* [WHAT IS BEING ASKED] Pick out each line of the records in which the word "this" appears.

* [PROVIDED DATA]
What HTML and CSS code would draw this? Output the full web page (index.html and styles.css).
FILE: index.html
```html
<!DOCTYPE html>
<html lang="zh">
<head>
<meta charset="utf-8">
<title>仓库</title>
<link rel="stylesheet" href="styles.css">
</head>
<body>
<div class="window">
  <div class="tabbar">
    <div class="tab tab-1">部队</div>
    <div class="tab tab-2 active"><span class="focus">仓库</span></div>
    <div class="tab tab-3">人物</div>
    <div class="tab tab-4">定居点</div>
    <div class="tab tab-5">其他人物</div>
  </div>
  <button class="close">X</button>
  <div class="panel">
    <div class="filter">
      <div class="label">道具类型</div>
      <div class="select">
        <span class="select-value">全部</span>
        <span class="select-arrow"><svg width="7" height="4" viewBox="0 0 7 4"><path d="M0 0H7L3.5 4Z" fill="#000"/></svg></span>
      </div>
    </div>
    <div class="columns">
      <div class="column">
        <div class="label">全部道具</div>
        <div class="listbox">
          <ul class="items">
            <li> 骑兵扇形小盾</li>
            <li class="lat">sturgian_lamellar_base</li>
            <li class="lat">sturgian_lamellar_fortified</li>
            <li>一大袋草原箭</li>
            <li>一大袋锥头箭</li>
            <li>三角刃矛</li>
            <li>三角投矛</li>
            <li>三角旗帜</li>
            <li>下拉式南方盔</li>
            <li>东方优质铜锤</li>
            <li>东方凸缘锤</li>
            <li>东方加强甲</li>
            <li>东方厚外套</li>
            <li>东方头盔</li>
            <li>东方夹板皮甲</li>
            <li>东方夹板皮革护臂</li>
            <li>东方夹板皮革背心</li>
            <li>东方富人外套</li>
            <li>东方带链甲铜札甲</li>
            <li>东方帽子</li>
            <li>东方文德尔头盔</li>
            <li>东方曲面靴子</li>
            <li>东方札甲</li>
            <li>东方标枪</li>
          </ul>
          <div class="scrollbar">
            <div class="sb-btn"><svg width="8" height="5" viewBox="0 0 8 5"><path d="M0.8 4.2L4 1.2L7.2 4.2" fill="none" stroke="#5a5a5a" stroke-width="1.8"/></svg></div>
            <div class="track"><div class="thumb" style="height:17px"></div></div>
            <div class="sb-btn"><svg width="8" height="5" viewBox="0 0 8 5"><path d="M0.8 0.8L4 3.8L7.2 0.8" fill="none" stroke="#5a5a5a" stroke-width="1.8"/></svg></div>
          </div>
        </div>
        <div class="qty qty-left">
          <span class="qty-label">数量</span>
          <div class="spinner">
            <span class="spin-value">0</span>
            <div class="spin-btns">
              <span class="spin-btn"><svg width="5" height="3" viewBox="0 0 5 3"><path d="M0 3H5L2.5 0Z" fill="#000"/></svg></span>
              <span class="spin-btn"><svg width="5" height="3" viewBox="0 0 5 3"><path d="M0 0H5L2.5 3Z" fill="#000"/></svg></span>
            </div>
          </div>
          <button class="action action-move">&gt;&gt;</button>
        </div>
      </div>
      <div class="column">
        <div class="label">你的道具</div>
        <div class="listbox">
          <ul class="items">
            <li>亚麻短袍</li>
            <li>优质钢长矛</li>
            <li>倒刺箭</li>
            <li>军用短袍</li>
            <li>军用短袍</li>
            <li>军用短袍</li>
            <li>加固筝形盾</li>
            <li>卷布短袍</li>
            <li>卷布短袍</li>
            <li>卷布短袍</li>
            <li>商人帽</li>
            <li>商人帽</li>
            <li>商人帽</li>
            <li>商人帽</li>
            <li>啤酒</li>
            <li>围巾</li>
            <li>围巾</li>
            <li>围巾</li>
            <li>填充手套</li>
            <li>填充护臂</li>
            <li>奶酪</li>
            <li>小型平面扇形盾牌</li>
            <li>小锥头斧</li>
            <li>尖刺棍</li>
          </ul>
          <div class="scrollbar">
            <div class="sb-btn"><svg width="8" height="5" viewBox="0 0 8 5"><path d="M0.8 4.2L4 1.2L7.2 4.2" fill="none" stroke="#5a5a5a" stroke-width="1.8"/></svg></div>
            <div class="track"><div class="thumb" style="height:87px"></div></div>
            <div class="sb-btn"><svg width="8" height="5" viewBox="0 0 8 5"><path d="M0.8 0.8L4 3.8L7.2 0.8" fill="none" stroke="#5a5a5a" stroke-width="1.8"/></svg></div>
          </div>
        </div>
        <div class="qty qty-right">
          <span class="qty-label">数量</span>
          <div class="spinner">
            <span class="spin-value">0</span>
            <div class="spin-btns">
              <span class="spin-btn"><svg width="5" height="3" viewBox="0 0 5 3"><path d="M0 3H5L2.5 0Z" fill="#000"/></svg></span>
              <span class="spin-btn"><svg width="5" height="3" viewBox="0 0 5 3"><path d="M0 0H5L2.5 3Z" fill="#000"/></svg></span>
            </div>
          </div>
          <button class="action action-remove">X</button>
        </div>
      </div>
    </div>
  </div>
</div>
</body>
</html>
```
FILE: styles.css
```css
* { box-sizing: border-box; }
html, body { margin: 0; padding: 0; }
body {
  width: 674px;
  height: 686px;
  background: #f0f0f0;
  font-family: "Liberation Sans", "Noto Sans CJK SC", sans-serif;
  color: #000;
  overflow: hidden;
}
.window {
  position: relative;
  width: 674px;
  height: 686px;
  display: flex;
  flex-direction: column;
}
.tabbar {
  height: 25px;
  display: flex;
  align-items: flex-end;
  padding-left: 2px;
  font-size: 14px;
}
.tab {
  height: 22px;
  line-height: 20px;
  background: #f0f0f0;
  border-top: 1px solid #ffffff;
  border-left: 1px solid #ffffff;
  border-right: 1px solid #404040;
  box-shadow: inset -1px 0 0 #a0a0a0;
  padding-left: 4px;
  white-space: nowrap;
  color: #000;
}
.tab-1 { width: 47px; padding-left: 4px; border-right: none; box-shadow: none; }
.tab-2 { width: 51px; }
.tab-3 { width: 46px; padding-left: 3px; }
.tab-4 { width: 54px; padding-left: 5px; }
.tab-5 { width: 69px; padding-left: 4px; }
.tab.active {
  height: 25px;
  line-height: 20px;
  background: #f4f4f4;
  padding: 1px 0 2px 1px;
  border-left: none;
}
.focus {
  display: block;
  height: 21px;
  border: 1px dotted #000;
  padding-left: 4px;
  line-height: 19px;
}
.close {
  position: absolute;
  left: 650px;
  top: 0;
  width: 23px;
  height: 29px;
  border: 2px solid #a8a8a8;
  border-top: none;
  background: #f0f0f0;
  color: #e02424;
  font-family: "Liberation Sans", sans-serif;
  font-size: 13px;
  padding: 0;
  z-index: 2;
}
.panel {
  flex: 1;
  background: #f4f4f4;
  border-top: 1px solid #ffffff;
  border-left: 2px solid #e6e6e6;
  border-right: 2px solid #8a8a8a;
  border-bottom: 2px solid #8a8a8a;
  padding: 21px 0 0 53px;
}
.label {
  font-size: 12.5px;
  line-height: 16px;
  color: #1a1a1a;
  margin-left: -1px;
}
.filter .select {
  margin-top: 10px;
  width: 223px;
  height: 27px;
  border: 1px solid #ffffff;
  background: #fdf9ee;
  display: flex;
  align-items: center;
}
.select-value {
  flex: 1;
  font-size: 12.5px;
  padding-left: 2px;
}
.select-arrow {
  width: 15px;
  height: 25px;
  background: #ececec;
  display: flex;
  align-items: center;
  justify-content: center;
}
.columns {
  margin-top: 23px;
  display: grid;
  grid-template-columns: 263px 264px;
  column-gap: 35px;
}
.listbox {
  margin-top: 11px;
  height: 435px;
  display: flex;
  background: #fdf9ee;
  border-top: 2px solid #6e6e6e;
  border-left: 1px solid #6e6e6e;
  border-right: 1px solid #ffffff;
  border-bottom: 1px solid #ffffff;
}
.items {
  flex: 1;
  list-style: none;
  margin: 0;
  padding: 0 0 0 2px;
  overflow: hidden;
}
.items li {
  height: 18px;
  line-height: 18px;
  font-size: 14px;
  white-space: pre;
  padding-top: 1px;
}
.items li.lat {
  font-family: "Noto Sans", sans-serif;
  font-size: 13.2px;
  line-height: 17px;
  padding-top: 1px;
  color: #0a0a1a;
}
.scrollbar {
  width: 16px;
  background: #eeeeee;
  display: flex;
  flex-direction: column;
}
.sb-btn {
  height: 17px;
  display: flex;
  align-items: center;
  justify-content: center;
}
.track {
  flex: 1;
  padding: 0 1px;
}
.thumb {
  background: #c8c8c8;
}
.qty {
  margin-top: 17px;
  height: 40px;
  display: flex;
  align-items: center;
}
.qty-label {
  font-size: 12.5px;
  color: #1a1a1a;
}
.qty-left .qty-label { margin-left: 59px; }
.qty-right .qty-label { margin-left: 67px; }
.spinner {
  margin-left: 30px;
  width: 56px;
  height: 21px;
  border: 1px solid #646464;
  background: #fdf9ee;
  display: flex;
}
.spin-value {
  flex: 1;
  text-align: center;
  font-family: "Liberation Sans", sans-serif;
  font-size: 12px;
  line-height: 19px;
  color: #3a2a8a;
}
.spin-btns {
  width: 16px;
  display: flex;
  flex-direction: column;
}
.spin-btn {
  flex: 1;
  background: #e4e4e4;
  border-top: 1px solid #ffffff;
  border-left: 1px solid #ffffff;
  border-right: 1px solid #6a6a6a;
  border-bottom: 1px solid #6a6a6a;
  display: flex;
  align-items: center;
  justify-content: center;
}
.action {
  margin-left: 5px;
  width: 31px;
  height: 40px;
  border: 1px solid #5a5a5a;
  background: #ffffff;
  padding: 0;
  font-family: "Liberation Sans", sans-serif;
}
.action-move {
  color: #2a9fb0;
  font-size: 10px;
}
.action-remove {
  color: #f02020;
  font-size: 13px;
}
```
* * *
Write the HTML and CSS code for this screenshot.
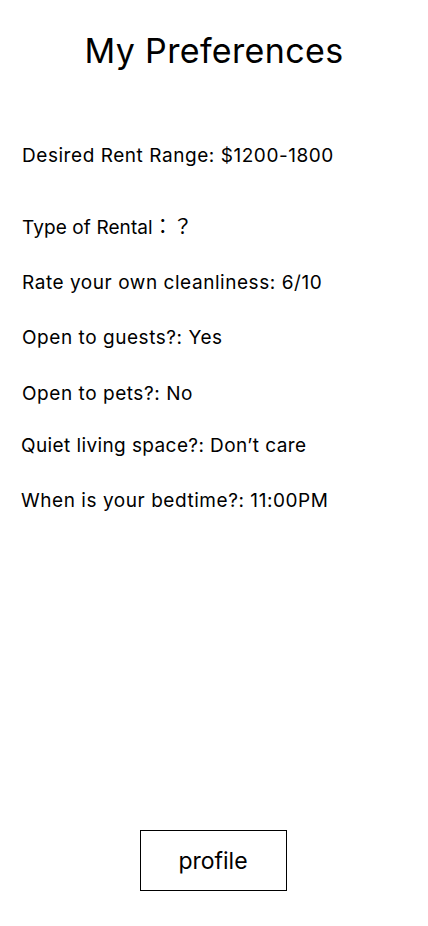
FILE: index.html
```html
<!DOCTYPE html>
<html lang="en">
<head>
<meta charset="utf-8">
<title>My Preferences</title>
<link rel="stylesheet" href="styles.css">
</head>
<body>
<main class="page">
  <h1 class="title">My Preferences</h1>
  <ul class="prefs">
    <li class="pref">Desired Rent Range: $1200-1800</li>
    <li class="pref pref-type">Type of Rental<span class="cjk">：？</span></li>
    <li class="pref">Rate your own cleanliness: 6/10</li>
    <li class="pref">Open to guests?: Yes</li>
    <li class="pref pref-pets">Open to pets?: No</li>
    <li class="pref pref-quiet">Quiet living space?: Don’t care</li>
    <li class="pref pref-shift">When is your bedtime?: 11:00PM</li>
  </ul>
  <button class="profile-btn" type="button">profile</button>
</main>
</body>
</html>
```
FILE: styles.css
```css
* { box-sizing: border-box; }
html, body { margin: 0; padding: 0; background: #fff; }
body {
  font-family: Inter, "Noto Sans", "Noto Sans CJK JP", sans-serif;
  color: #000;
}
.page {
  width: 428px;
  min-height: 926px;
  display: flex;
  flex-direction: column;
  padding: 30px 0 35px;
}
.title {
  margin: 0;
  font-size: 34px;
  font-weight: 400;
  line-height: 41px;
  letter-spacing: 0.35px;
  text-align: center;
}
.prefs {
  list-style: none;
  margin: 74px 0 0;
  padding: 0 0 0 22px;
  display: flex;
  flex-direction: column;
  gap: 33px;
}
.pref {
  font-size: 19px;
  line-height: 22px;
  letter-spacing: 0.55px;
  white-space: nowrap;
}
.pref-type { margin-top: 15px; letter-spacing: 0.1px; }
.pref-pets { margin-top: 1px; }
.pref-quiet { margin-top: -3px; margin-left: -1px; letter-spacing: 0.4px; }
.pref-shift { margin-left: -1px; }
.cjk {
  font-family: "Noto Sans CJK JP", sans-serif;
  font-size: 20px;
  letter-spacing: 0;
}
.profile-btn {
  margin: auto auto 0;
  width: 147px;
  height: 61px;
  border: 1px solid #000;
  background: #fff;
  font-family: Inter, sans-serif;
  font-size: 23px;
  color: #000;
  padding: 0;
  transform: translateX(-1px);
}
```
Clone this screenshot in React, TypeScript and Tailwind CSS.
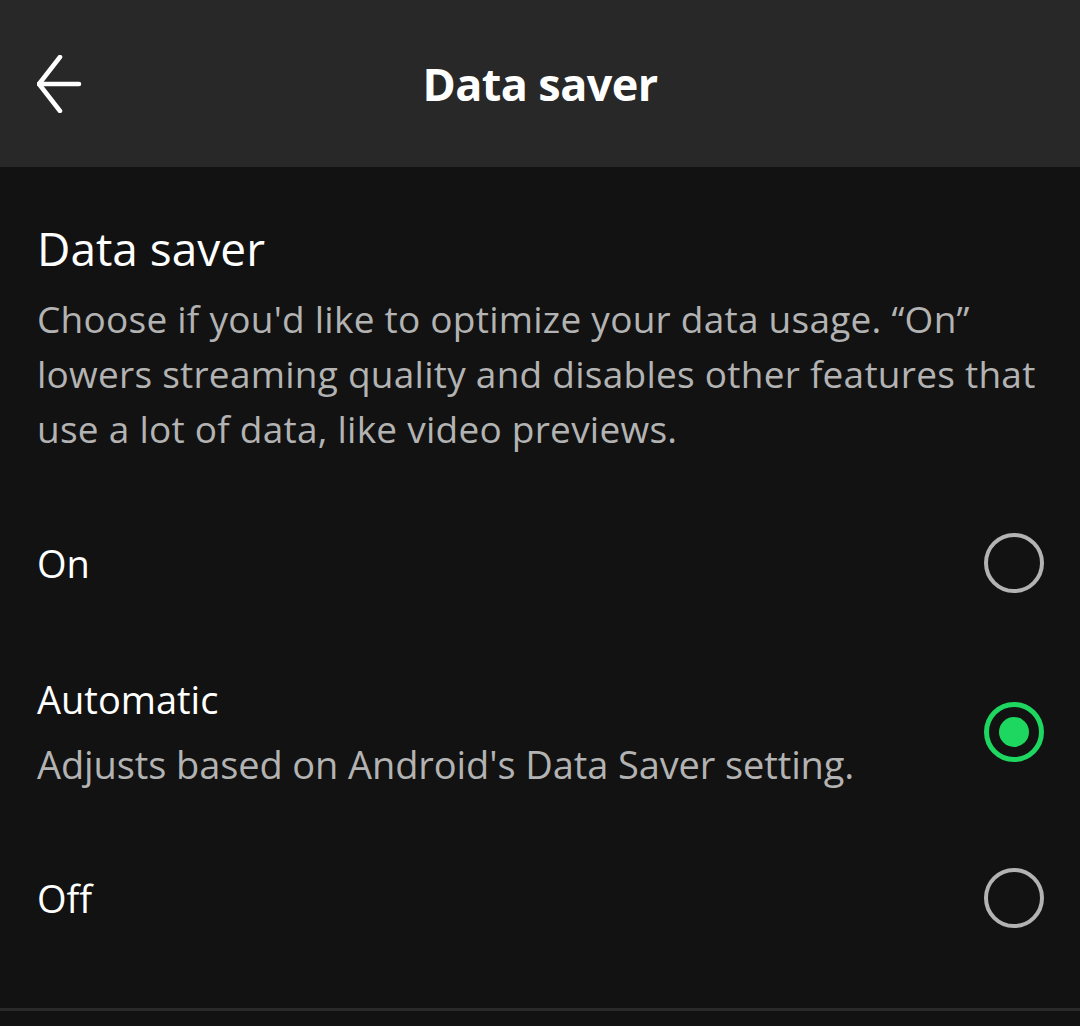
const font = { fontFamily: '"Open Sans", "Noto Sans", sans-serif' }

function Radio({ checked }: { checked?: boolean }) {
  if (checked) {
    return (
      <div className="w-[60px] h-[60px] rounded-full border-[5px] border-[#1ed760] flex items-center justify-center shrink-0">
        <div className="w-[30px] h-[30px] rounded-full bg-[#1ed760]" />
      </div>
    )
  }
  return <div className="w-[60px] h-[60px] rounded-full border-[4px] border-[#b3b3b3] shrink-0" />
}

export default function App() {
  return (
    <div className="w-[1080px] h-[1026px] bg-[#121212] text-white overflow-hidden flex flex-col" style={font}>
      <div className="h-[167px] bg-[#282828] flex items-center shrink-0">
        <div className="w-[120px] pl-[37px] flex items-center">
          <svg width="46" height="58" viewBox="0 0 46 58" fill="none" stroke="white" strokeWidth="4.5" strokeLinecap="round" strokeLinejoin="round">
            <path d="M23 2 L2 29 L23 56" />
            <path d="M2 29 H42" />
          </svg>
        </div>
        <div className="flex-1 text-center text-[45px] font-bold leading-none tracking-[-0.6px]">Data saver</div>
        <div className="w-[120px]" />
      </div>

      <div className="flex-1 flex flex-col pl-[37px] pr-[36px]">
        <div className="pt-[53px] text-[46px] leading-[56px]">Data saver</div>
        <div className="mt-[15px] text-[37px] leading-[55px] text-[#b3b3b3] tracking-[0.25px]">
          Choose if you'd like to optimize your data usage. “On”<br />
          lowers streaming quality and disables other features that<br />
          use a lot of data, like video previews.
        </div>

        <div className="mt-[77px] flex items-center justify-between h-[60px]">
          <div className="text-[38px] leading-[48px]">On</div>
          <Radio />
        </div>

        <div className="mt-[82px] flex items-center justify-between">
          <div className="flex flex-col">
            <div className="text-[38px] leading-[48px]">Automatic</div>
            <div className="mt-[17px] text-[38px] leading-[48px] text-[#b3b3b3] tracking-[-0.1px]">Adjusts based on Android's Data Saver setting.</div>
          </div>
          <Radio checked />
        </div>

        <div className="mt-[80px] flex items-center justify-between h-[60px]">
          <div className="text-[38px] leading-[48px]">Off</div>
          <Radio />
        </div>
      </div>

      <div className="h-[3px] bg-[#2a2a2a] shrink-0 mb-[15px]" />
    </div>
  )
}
==
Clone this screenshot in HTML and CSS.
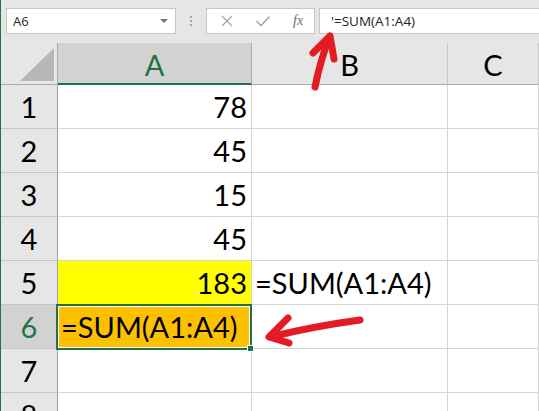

* [FINISHED TASK]
What HTML and CSS code would draw this? Output the full web page (index.html and styles.css).
Write the HTML and CSS code for this screenshot.
Clone this screenshot in React, TypeScript and Tailwind CSS.
Clone this screenshot in HTML and CSS.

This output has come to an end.